Abstract

Underground natural gas storage (UNGS) is a means to store energy temporarily for later recovery and use. In such storage operations, carbon dioxide (CO2) can be injected as cushion gas to improve the operating efficiency of the working gas and then be permanently stored in the same reservoir. A potential obstacle for widespread use of this technology is that the mixing of the different gases can lead to undesired CO2 production. Herein, we use a two-component flow model to simulate injection and withdrawal periods of methane (CH4) in idealized reservoirs containing CO2. First, we simulate cases with a single well for both CH4 injection and production.
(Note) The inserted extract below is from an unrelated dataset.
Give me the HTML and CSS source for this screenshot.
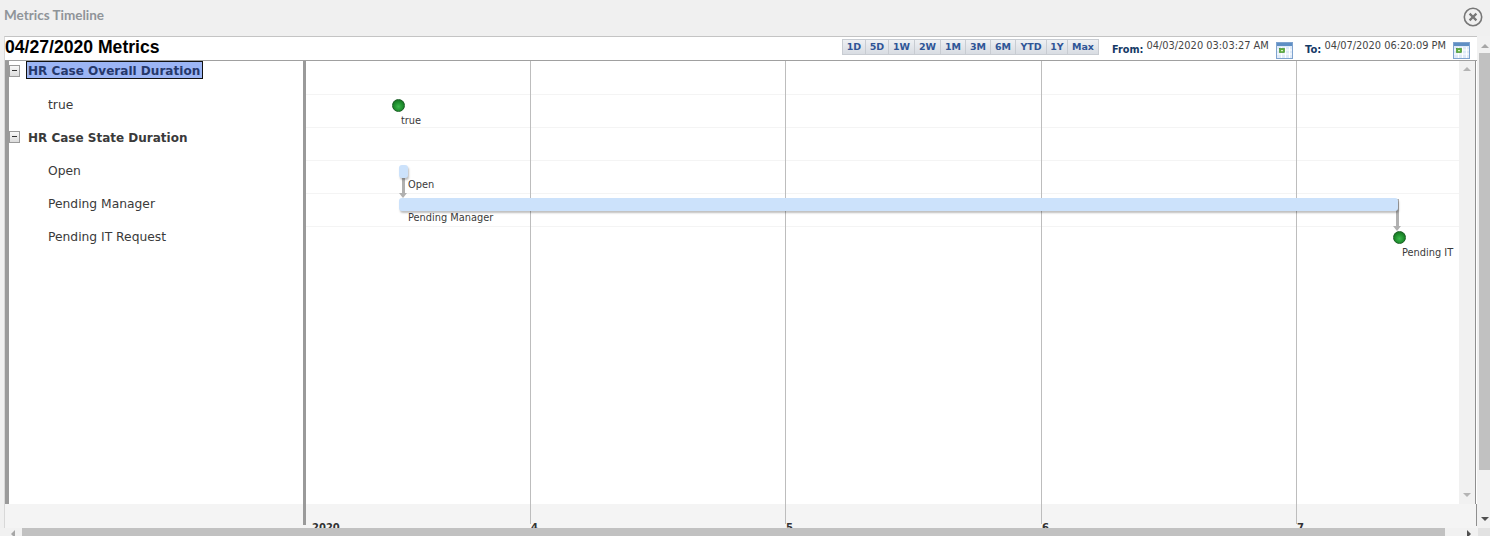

From 1200 simulations with systematic variation of reservoir temperature, porosity, permeability, height, and injection time, we find that the reservoir height and permeability have the most significant impact on the production time until the well stream reaches 1% mole fraction of CO2. In another set of simulations, we investigate the impact of well spacing in seasonal gas storage scenarios with separate wells for CH4 injection and production, while CO2 injection occurs from a third well. Based on the simulated data we construct artificial neural networks (ANNs) that describe the relations between the varied input parameters and the production time of CH4, well-block mole fraction and pressure. We conclude that trained and validated ANN models are useful tools to optimize important parameters for UNGS operations, including well positioning, with the aim at maximizing the amounts of delivered gas.